| Exercise aim |
In the listing below, identify each line with the word "React" and return those lines.

| Source excerpt |
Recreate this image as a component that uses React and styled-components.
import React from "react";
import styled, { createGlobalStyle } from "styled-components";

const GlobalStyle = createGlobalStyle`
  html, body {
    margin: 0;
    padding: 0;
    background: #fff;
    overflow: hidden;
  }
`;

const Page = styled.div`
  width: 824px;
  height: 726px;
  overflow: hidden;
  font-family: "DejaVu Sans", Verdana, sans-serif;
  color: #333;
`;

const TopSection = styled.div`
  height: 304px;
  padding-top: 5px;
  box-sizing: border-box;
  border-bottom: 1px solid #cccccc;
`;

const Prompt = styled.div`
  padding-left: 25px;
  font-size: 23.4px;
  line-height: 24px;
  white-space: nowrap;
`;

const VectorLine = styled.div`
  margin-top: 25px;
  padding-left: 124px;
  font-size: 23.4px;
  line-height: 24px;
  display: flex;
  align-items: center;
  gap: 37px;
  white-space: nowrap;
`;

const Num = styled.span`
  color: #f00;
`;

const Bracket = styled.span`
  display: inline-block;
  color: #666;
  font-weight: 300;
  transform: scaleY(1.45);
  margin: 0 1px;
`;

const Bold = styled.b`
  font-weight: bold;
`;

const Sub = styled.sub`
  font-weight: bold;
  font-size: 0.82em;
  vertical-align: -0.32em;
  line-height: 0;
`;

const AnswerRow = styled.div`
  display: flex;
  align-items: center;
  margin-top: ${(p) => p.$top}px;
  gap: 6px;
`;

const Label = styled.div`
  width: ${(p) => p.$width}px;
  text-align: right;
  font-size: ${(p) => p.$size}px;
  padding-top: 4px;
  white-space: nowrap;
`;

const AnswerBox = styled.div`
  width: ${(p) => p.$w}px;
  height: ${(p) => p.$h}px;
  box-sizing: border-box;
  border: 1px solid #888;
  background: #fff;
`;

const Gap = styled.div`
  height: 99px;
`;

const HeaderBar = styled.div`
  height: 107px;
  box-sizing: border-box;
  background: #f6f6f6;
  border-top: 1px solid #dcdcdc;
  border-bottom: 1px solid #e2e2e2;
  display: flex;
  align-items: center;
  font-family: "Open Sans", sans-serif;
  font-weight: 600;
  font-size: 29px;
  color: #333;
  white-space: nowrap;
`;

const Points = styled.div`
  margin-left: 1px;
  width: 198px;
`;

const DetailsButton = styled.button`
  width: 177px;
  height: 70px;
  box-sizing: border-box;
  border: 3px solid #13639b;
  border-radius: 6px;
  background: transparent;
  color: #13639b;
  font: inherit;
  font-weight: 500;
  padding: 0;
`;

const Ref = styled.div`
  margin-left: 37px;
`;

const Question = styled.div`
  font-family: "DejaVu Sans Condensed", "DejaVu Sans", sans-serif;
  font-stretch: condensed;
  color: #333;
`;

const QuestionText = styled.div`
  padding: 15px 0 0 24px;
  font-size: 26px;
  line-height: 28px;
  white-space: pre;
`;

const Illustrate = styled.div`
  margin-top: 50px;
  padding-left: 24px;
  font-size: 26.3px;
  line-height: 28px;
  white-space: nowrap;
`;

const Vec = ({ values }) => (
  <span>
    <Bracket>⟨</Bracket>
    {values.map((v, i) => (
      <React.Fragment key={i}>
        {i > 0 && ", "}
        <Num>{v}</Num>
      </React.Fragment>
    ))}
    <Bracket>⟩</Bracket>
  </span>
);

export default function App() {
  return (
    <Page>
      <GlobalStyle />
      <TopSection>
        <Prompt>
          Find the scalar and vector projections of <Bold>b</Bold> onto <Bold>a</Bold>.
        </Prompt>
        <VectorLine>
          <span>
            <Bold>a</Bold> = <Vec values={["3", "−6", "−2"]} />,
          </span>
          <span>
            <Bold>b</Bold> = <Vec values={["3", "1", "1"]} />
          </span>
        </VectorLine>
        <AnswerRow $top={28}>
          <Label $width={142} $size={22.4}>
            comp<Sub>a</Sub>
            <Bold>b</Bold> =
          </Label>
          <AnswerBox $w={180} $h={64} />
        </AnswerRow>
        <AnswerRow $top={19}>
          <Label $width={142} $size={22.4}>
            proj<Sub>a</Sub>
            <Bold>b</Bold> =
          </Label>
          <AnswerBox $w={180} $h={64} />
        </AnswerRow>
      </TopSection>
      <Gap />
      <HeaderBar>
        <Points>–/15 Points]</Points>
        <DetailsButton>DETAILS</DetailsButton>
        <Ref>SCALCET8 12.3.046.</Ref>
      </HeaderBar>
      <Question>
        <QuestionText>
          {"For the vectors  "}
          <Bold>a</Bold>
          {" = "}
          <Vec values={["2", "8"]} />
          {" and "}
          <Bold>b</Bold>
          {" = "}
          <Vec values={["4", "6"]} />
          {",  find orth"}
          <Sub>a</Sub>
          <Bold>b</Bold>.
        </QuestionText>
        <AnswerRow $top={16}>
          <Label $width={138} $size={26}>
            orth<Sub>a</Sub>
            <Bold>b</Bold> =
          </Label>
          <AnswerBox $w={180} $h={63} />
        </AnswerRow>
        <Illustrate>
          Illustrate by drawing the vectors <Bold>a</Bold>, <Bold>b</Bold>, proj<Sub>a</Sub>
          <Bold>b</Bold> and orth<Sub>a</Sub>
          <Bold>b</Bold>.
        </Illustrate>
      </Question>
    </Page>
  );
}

| Finished answer |
Recreate this image as a component that uses React and styled-components.
import React from "react";
      <React.Fragment key={i}>
      </React.Fragment>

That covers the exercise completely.